The speed of diffusion from ‘person to person’, the search for spaces for
aggregation and social sharing, have contributed to the success of many
events for which, starting from the virtual square, people meet and
populate the real squares.

Then it came the hashtag, an immediate and virtual aggregation tool. Each
hashtag is a square where everyone can express his own idea and see what
others say, and decide to meet. Thousands of people, gathered through
particular hashtags, meet in real squares to share moments of prayer and
solidarity, as it happened, for example, after terrorist attacks.

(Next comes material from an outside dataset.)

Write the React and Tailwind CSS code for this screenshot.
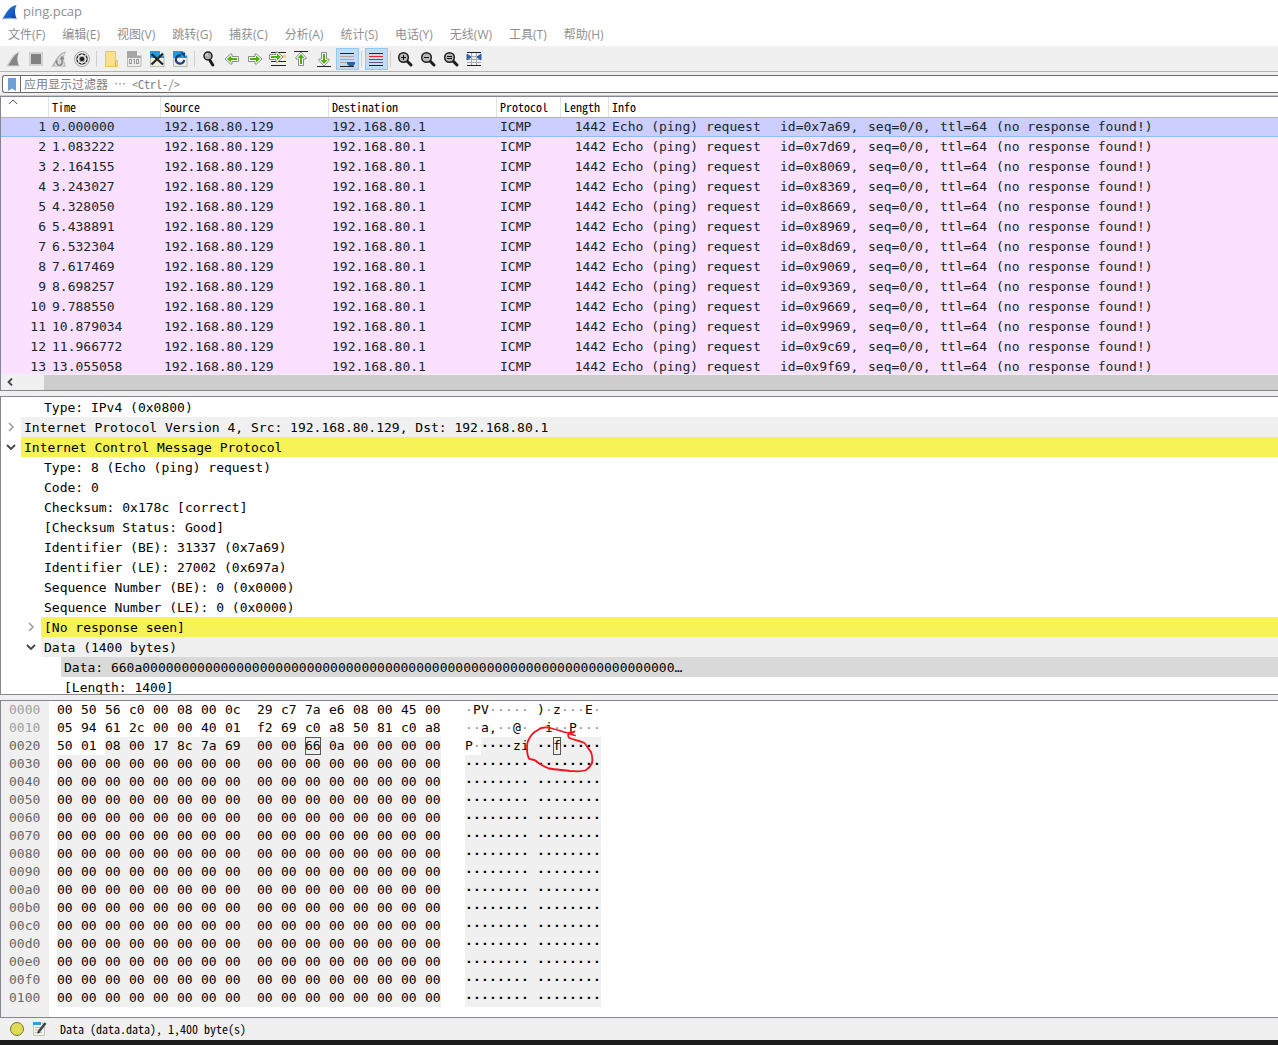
import React, { useState } from "react";
import clsx from "clsx";

const menus = [
  "文件(F)",
  "编辑(E)",
  "视图(V)",
  "跳转(G)",
  "捕获(C)",
  "分析(A)",
  "统计(S)",
  "电话(Y)",
  "无线(W)",
  "工具(T)",
  "帮助(H)",
];

const packets = [
  ["0.000000", "0x7a69"],
  ["1.083222", "0x7d69"],
  ["2.164155", "0x8069"],
  ["3.243027", "0x8369"],
  ["4.328050", "0x8669"],
  ["5.438891", "0x8969"],
  ["6.532304", "0x8d69"],
  ["7.617469", "0x9069"],
  ["8.698257", "0x9369"],
  ["9.788550", "0x9669"],
  ["10.879034", "0x9969"],
  ["11.966772", "0x9c69"],
  ["13.055058", "0x9f69"],
];

const details = [
  { level: 1, text: "Type: IPv4 (0x0800)" },
  {
    level: 0,
    text: "Internet Protocol Version 4, Src: 192.168.80.129, Dst: 192.168.80.1",
    toggle: "closed",
    tone: "header",
  },
  { level: 0, text: "Internet Control Message Protocol", toggle: "open", tone: "warn" },
  { level: 1, text: "Type: 8 (Echo (ping) request)" },
  { level: 1, text: "Code: 0" },
  { level: 1, text: "Checksum: 0x178c [correct]" },
  { level: 1, text: "[Checksum Status: Good]" },
  { level: 1, text: "Identifier (BE): 31337 (0x7a69)" },
  { level: 1, text: "Identifier (LE): 27002 (0x697a)" },
  { level: 1, text: "Sequence Number (BE): 0 (0x0000)" },
  { level: 1, text: "Sequence Number (LE): 0 (0x0000)" },
  { level: 1, text: "[No response seen]", toggle: "closed", tone: "warn" },
  { level: 1, text: "Data (1400 bytes)", toggle: "open", tone: "header" },
  { level: 2, text: `Data: 660a${"0".repeat(68)}…`, tone: "selected" },
  { level: 2, text: "[Length: 1400]" },
];

const zeros = Array(16).fill("00");

const hexRows = [
  {
    bytes: "00 50 56 c0 00 08 00 0c 29 c7 7a e6 08 00 45 00".split(" "),
    ascii: "·PV·····)·z···E·",
  },
  {
    bytes: "05 94 61 2c 00 00 40 01 f2 69 c0 a8 50 81 c0 a8".split(" "),
    ascii: "··a,··@··i··P···",
  },
  {
    bytes: "50 01 08 00 17 8c 7a 69 00 00 66 0a 00 00 00 00".split(" "),
    ascii: "P·····zi··f·····",
  },
  ...Array.from({ length: 14 }, () => ({ bytes: zeros, ascii: "·".repeat(16) })),
];

const SELECT_FROM = 34;
const CURSOR = 42;

/* Toolbar icons */

const FIN = "M1.5 16.5C5 13 7 3 16 1.5C13 6 13.5 11 16 16.5Z";

const Icon = ({ children }) => (
  <svg viewBox="0 0 19 18" className="h-[18px] w-[19px]" aria-hidden="true">
    {children}
  </svg>
);

const FinIcon = () => (
  <Icon>
    <path d={FIN} fill="#d4d4d4" />
    <path d="M4 15.5C7 12 8.500 5.500 14.500 3C12.500 7 13 11 14.500 15.500Z" fill="#858585" />
  </Icon>
);

const StopIcon = () => (
  <Icon>
    <rect x="2" y="2" width="14" height="14" fill="#d2d2d2" />
    <rect x="4" y="4" width="10" height="10" fill="#828282" />
  </Icon>
);

const RestartIcon = () => (
  <Icon>
    <path d={FIN} fill="#a9a9a9" />
    <path d="M3.500 15.700C7 12 8 5 14.600 2.800C12.600 7 13 11 14.700 15.700Z" fill="#dcdcdc" />
    <path d="M12 8.500v3a2.700 2.700 0 1 1-4.500-1" fill="none" stroke="#8c8c8c" strokeWidth="1.500" />
    <path d="M9.500 9.500l2.500-4 2.500 4z" fill="#8c8c8c" />
  </Icon>
);

const GearIcon = () => (
  <Icon>
    <circle cx="9" cy="9" r="7.500" fill="#f5f5f5" stroke="#a0a0a0" />
    <circle cx="9" cy="9" r="5.800" fill="#2b2b2b" />
    <circle cx="9" cy="9" r="3.600" fill="none" stroke="#f2f2f2" strokeWidth="1.500" />
    <path
      d="M9 3.800v10.400M3.800 9h10.400M5.300 5.300l7.400 7.400M12.700 5.300l-7.400 7.400"
      stroke="#f2f2f2"
      strokeWidth="1.200"
    />
    <circle cx="9" cy="9" r="2.300" fill="#222" />
  </Icon>
);

const FolderIcon = () => (
  <Icon>
    <path d="M3.500 1.500h10v9h2v6h-12z" fill="#ffe08a" stroke="#efc455" />
    <path d="M13.500 11v5" stroke="#d9a935" />
  </Icon>
);

const FileBase = ({ top, fill }) => (
  <>
    <path d="M2.500 1.500h9.500l4 4v11H2.500z" fill={fill} stroke="#b9b9b0" />
    <path d="M2 1h10l4 4v3H2z" fill={top} />
    <path d="M12 1v4.500h4.500z" fill="#fafafa" />
  </>
);

const SaveIcon = () => (
  <Icon>
    <FileBase top="#a6a6a6" fill="#ececec" />
    <g fill="none" stroke="#9a9a9a">
      <rect x="4.500" y="9.500" width="2" height="4" />
      <path d="M9.500 9v5M8 9.500h1" />
      <rect x="11.500" y="9.500" width="2" height="4" />
    </g>
  </Icon>
);

const CloseFileIcon = () => (
  <Icon>
    <FileBase top="#1e9be0" fill="#eeefdc" />
    <path d="M3.500 4l11.500 10.500M15 3.500L3.500 14.500" stroke="#222" strokeWidth="2.200" />
  </Icon>
);

const ReloadIcon = () => (
  <Icon>
    <FileBase top="#1e9be0" fill="#eeefdc" />
    <path d="M13.200 10A4.200 4.200 0 1 1 10 5.400" fill="none" stroke="#173f7e" strokeWidth="2.200" />
    <path d="M9 2.500h5v5z" fill="#173f7e" />
  </Icon>
);

const FindIcon = () => (
  <Icon>
    <circle cx="8" cy="6" r="4" fill="#aaa" stroke="#1c1c1c" strokeWidth="1.500" />
    <path d="M6 6a2.200 2.200 0 0 1 2-2.200" fill="none" stroke="#eee" />
    <path d="M10 10.500l2.800 4.500" stroke="#1c1c1c" strokeWidth="3" strokeLinecap="round" />
  </Icon>
);

const Arrow = ({ transform }) => (
  <g transform={transform}>
    <path
      d="M2.500 6.500h6.500v-2.500h1.500l5.500 5-5.500 5H9v-2.500H2.500z"
      fill="#fff"
      stroke="#8a8a8a"
      strokeLinejoin="round"
    />
    <path d="M4 8h6V5.500L14 9l-4 3.500V10H4z" fill="#4db00f" />
  </g>
);

const BackIcon = () => (
  <Icon>
    <Arrow transform="rotate(180 9 9)" />
  </Icon>
);

const ForwardIcon = () => (
  <Icon>
    <Arrow />
  </Icon>
);

const GotoIcon = () => (
  <Icon>
    <path d="M2 2.500h15M2 11.500h15M2 15.500h15" stroke="#222" />
    <path d="M12 6.500h5" stroke="#f3dc4a" strokeWidth="3" />
    <Arrow transform="translate(-2 -2)" />
  </Icon>
);

const FirstIcon = () => (
  <Icon>
    <path d="M2 1.500h14" stroke="#222" />
    <Arrow transform="rotate(-90 9 9)" />
  </Icon>
);

const LastIcon = () => (
  <Icon>
    <path d="M2 16.500h14" stroke="#222" />
    <Arrow transform="rotate(90 9 9)" />
  </Icon>
);

const AutoScrollIcon = () => (
  <Icon>
    <path d="M2 3.500h14M2 16.500h14" stroke="#222" />
    <path d="M2 6.500h14M2 9.500h14M2 12.500h7" stroke="#aaa9a0" />
    <path d="M9 12h8v2l-2 2h-4l-2-2z" fill="#2d5fa8" />
  </Icon>
);

const ColorizeIcon = () => (
  <Icon>
    <path d="M2 3.500h14M2 15.500h14" stroke="#222" />
    <path d="M2 6.500h14" stroke="#ee2222" />
    <path d="M2 9.500h14" stroke="#3465a4" />
    <path d="M2 12.500h14" stroke="#75507b" />
  </Icon>
);

const ZoomIcon = ({ sign }) => (
  <Icon>
    <path d="M11 11l4 4" stroke="#1c1c1c" strokeWidth="3" strokeLinecap="round" />
    <circle cx="7.500" cy="7.500" r="4.800" fill="#b8b8b8" stroke="#1c1c1c" strokeWidth="1.500" />
    <path d={sign} stroke="#111" />
  </Icon>
);

const ResizeIcon = () => (
  <Icon>
    <path d="M2 2.500h14M2 15.500h14" stroke="#222" />
    <path d="M2 6.500h14M2 9.500h14M2 12.500h14M6.500 3v12M11.500 3v12" stroke="#aaa" />
    <path d="M2 4l4 3-4 3zM16 4l-4 3 4 3z" fill="#2d5fa8" stroke="#2d5fa8" />
  </Icon>
);

const toolbar = [
  [
    ["Start capture", <FinIcon />],
    ["Stop capture", <StopIcon />],
    ["Restart capture", <RestartIcon />],
    ["Capture options", <GearIcon />],
  ],
  [
    ["Open", <FolderIcon />],
    ["Save", <SaveIcon />],
    ["Close file", <CloseFileIcon />],
    ["Reload", <ReloadIcon />],
  ],
  [
    ["Find packet", <FindIcon />],
    ["Previous packet", <BackIcon />],
    ["Next packet", <ForwardIcon />],
    ["Go to packet", <GotoIcon />],
    ["First packet", <FirstIcon />],
    ["Last packet", <LastIcon />],
    ["Auto scroll", <AutoScrollIcon />, true],
  ],
  [["Colorize", <ColorizeIcon />, true]],
  [
    ["Zoom in", <ZoomIcon sign="M5 7.500h5M7.500 5v5" />],
    ["Zoom out", <ZoomIcon sign="M5 7.500h5" />],
    ["Normal size", <ZoomIcon sign="M5 6.500h5M5 8.500h5" />],
    ["Resize columns", <ResizeIcon />],
  ],
];

const Toolbar = () => (
  <div className="flex h-[25px] items-center border-b border-[#b4b4b4] bg-[#f0f0f0] pl-0.5">
    {toolbar.map((group, i) => (
      <div key={i} className="flex items-center">
        {i > 0 && <span className="mx-[2px] h-4 w-0.5 border-l border-[#cfcfcf]" />}
        {group.map(([label, icon, active]) => (
          <button
            key={label}
            type="button"
            aria-label={label}
            className={clsx(
              "flex h-[22px] w-[23px] items-center justify-center border",
              active ? "border-[#90c8f6] bg-[#c0dcf3]" : "border-transparent"
            )}
          >
            {icon}
          </button>
        ))}
      </div>
    ))}
  </div>
);

const FilterBar = () => {
  const [filter, setFilter] = useState("");

  return (
    <div className="border-b border-[#c8c8c8] bg-[#f0f0f0] pt-[3px] pb-0.5 pl-0.5">
      <div className="flex h-[18px] rounded-l-[3px] border-y border-l border-[#6a6a6a] bg-white">
        <button
          type="button"
          aria-label="Bookmarks"
          className="flex w-[18px] items-center justify-center border-r border-[#6a6a6a]"
        >
          <svg viewBox="0 0 8 13" className="h-[13px] w-2" aria-hidden="true">
            <path d="M0 0h8v13L4 10.500 0 13z" fill="#6f9fd4" />
          </svg>
        </button>
        <input
          type="text"
          aria-label="应用显示过滤器"
          placeholder="应用显示过滤器 ⋯ <Ctrl-/>"
          value={filter}
          onChange={(e) => setFilter(e.target.value)}
          className='min-w-0 flex-1 bg-white px-[3px] font-["Noto_Sans_Mono_CJK_SC","Noto_Sans_CJK_SC",monospace] text-[12px] leading-4 placeholder:text-[#808080] focus:outline-none'
        />
      </div>
    </div>
  );
};

const PacketList = () => (
  <div className="border-y border-l border-[#828790] bg-white">
    <div className="h-[277px] overflow-hidden">
      <table className="w-full table-fixed border-separate border-spacing-0">
        <colgroup>
          <col className="w-[48px]" />
          <col className="w-[112px]" />
          <col className="w-[168px]" />
          <col className="w-[168px]" />
          <col className="w-[64px]" />
          <col className="w-[48px]" />
          <col />
        </colgroup>
        <thead className='text-left font-["Noto_Sans_Mono_CJK_SC","Noto_Sans_CJK_SC",monospace] text-[12px] leading-5 text-black'>
          <tr className="h-5 *:p-0 *:pl-[3px] *:font-normal">
            <th className="border-r border-[#e2e2e2]">
              <svg viewBox="0 0 10 6" className="mb-2.5 ml-1 h-1.5 w-2.5" aria-label="Sorted ascending">
                <path d="M1 5l4-4 4 4" fill="none" stroke="#555" />
              </svg>
            </th>
            <th className="border-r border-[#e2e2e2]">Time</th>
            <th className="border-r border-[#e2e2e2]">Source</th>
            <th className="border-r border-[#e2e2e2]">Destination</th>
            <th className="border-r border-[#e2e2e2]">Protocol</th>
            <th className="border-r border-[#e2e2e2]">Length</th>
            <th>Info</th>
          </tr>
        </thead>
        <tbody>
          {packets.map(([time, id], i) => (
            <tr
              key={id}
              className={clsx(
                "h-5 whitespace-pre text-[#12272e] *:border-y *:p-0 *:pl-[3px] *:leading-[18px]",
                i === 0
                  ? "bg-[#cbceff] *:border-[#8fbcf8]"
                  : "bg-[#fce0ff] *:border-transparent"
              )}
            >
              <td>
                <div className="pr-[3px] text-right">{i + 1}</div>
              </td>
              <td>{time}</td>
              <td>192.168.80.129</td>
              <td>192.168.80.1</td>
              <td>ICMP</td>
              <td>
                <div className="pr-[3px] text-right">1442</div>
              </td>
              <td>
                <div className="flex">
                  <span className="w-[168px]">Echo (ping) request</span>
                  <span className="w-[88px]">id={id},</span>
                  <span className="w-[72px]">seq=0/0,</span>
                  <span className="w-[56px]">ttl=64</span>
                  <span>(no response found!)</span>
                </div>
              </td>
            </tr>
          ))}
        </tbody>
      </table>
    </div>
    <div className="flex h-4 items-center bg-[#f0f0f0]">
      <button type="button" aria-label="Scroll left" className="flex w-[17px] justify-center">
        <svg viewBox="0 0 8 8" className="h-2 w-2" aria-hidden="true">
          <path d="M6 .5L2.500 4 6 7.500" fill="none" stroke="#444" strokeWidth="1.800" />
        </svg>
      </button>
      <div className="ml-[26px] h-[15px] flex-1 bg-[#cdcdcd]" />
    </div>
  </div>
);

const Chevron = ({ state }) => (
  <svg viewBox="0 0 10 10" className="h-2.5 w-2.5" aria-hidden="true">
    {state === "open" ? (
      <path d="M1 3l4 4 4-4" fill="none" stroke="#444" strokeWidth="1.800" />
    ) : (
      <path d="M3 1l4 4-4 4" fill="none" stroke="#a0a0a0" strokeWidth="1.600" />
    )}
  </svg>
);

const PacketDetails = () => (
  <div className="border-y border-l border-[#828790] bg-white">
    <ul className="h-[297px] overflow-hidden whitespace-pre text-black">
      {details.map((row) => (
        <li
          key={row.text}
          className={clsx("flex h-5 leading-[22px]", {
            "pl-5": row.level === 1,
            "pl-10": row.level === 2,
          })}
        >
          <span className="flex w-5 shrink-0 items-center justify-center">
            {row.toggle && (
              <button type="button" aria-label={row.text}>
                <Chevron state={row.toggle} />
              </button>
            )}
          </span>
          <span
            className={clsx("flex-1 pl-[3px]", {
              "bg-[#f0f0f0]": row.tone === "header",
              "bg-[#f7f255]": row.tone === "warn",
              "bg-[#d9d9d9]": row.tone === "selected",
            })}
          >
            {row.text}
          </span>
        </li>
      ))}
    </ul>
  </div>
);

const HexRow = ({ row, index }) => {
  const start = index * 16;

  return (
    <tr className="h-[18px] leading-[18px] *:p-0">
      <th
        scope="row"
        className={clsx(
          "w-12 bg-[#f0f0f0] pl-2! text-left font-normal",
          index < 2 ? "text-[#a0a0a0]" : "text-[#666]"
        )}
      >
        {start.toString(16).padStart(4, "0")}
      </th>
      <td className="w-2" />
      {row.bytes.map((byte, i) => (
        <td
          key={i}
          className={clsx(
            i === 7 ? "w-8" : i === 15 ? "w-4" : "w-6",
            start + i >= SELECT_FROM && "bg-[#f0f0f0]"
          )}
        >
          <span
            className={clsx(
              "block w-4",
              start + i === CURSOR && "outline -outline-offset-1 outline-[#555]"
            )}
          >
            {byte}
          </span>
        </td>
      ))}
      <td className="w-6" />
      {row.ascii.split("").map((char, i) => (
        <td
          key={i}
          className={clsx(
            i === 7 ? "w-4" : "w-2",
            start + i >= SELECT_FROM ? "bg-[#f0f0f0]" : char === "·" && "text-[#909090]",
            start + i >= SELECT_FROM && char === "·" && "font-bold"
          )}
        >
          <span
            className={clsx(
              "block w-2",
              start + i === CURSOR && "outline -outline-offset-1 outline-[#555]"
            )}
          >
            {char}
          </span>
        </td>
      ))}
    </tr>
  );
};

const PacketBytes = () => (
  <div className="relative flex flex-1 flex-col border-y border-l border-[#828790] bg-white">
    <table className="w-[600px] table-fixed border-collapse whitespace-pre text-black">
      <tbody>
        {hexRows.map((row, i) => (
          <HexRow key={i} row={row} index={i} />
        ))}
      </tbody>
    </table>
    <div className="w-12 flex-1 bg-[#f0f0f0]" />
    {/* Hand-drawn marker around the payload bytes */}
    <svg
      viewBox="523 724 74 52"
      className="absolute left-[522px] top-[23px] h-[52px] w-[74px]"
      aria-hidden="true"
    >
      <path
        d="M575 735.500L568.500 733.500C568 735 568 737 569.500 738C574 740 581 741 584.500 743C587 746 589 750 591 752C592.500 756 592.500 760 592 763C590 767 588 769 585 770.500C580 772 575 771 570 771C562 770 555 769.500 549 768.500C543 766 538 763 536 761C534 759 531 760 529 758.500C527 755 527 751 527 748C527 744 527.500 741 529 739C531 735 534 732 537 730.500C540 728 544 727 548 727.500C554 729 559 730.500 564 732C568 733 572 734 574.500 731.500"
        fill="none"
        stroke="#f5101c"
        strokeWidth="1.800"
        strokeLinecap="round"
        strokeLinejoin="round"
      />
    </svg>
  </div>
);

const StatusBar = () => (
  <div className='flex h-[22px] items-center bg-[#f0f0f0] pl-[9px] font-["Noto_Sans_Mono_CJK_SC","Noto_Sans_CJK_SC",monospace] text-[12px] text-black'>
    <button type="button" aria-label="Expert information">
      <svg viewBox="0 0 16 16" className="h-4 w-4" aria-hidden="true">
        <circle cx="8" cy="8" r="6.500" fill="#dedb57" stroke="#77762f" />
      </svg>
    </button>
    <button type="button" aria-label="Capture file comment" className="ml-[7px]">
      <svg viewBox="0 0 16 16" className="h-4 w-4" aria-hidden="true">
        <path d="M1.500 1.500h8l3 3v10h-11z" fill="#f4f4ee" stroke="#c4c4bc" />
        <path d="M1 1h8v3H1z" fill="#2f9fe0" />
        <path d="M3 6.500h6M3 9h5M3 11.500h7" stroke="#b5bcc4" />
        <path d="M13.500 2L6.500 11" stroke="#444" strokeWidth="2.600" />
        <path d="M5.500 12.800l.3-2.600 2 1.500z" fill="#222" />
      </svg>
    </button>
    <span className="ml-3">Data (data.data), 1,400 byte(s)</span>
  </div>
);

export default function App() {
  return (
    <div className='flex min-h-screen flex-col overflow-x-hidden bg-[#f0f0f0] font-["DejaVu_Sans_Mono",monospace] text-[13px]'>
      {/* Title bar */}
      <header className='bg-white font-["Open_Sans","Noto_Sans_CJK_SC",sans-serif] text-[12px] text-[#8f8f8f]'>
        <div className="flex h-6 items-center gap-1 pl-0.5">
          <svg viewBox="0 0 18 18" className="h-[18px] w-[17px]" aria-hidden="true">
            <defs>
              <linearGradient id="fin" x1="0" y1="0" x2="1" y2="1">
                <stop offset="0" stopColor="#2f86ea" />
                <stop offset="1" stopColor="#0a3fb0" />
              </linearGradient>
            </defs>
            <path d="M.5 16C4 12 6 3 15.500 1.500C13 6 13.500 11 15.500 16Z" fill="url(#fin)" />
            <path d="M0 16.500Q8 14.500 16 16.500" fill="none" stroke="#8fb4e0" />
          </svg>
          <h1 className="text-[13px]">ping.pcap</h1>
        </div>
        <nav className="flex h-[23px] items-center gap-[17px] border-b border-[#f0f0f0] pl-2">
          {menus.map((menu) => (
            <button key={menu} type="button" className="whitespace-nowrap">
              {menu}
            </button>
          ))}
        </nav>
      </header>
      <Toolbar />
      <FilterBar />
      <main className="flex flex-1 flex-col gap-[5px]">
        <PacketList />
        <PacketDetails />
        <PacketBytes />
      </main>
      <StatusBar />
      <footer className="h-[5px] bg-[#1b1b1b]" />
    </div>
  );
}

Perhaps we can really say that there is no longer a difference between the
real world and the virtual one. It is a fact that, beyond the greater or
lesser degree of computer literacy, real life also, and inevitably, passes
through online contacts and all this, in the end, risks isolating us, but
often ends up truly uniting us.


What are the risks and the benefits? Should we be concerned or can we
take advantage of it?

The characteristic of social networks in being accelerators and organizers
of relationships and sociality should not necessarily frighten us. They
happen to bring so many positive experiences and they are capable of
enriching life as well as relationships both on and off the screen with
affectivity and deep meaning. All that social communication can transmit
and convey will then depend mainly on the person, the undisputed
protagonist of the relationship, of the online, and of the offline one.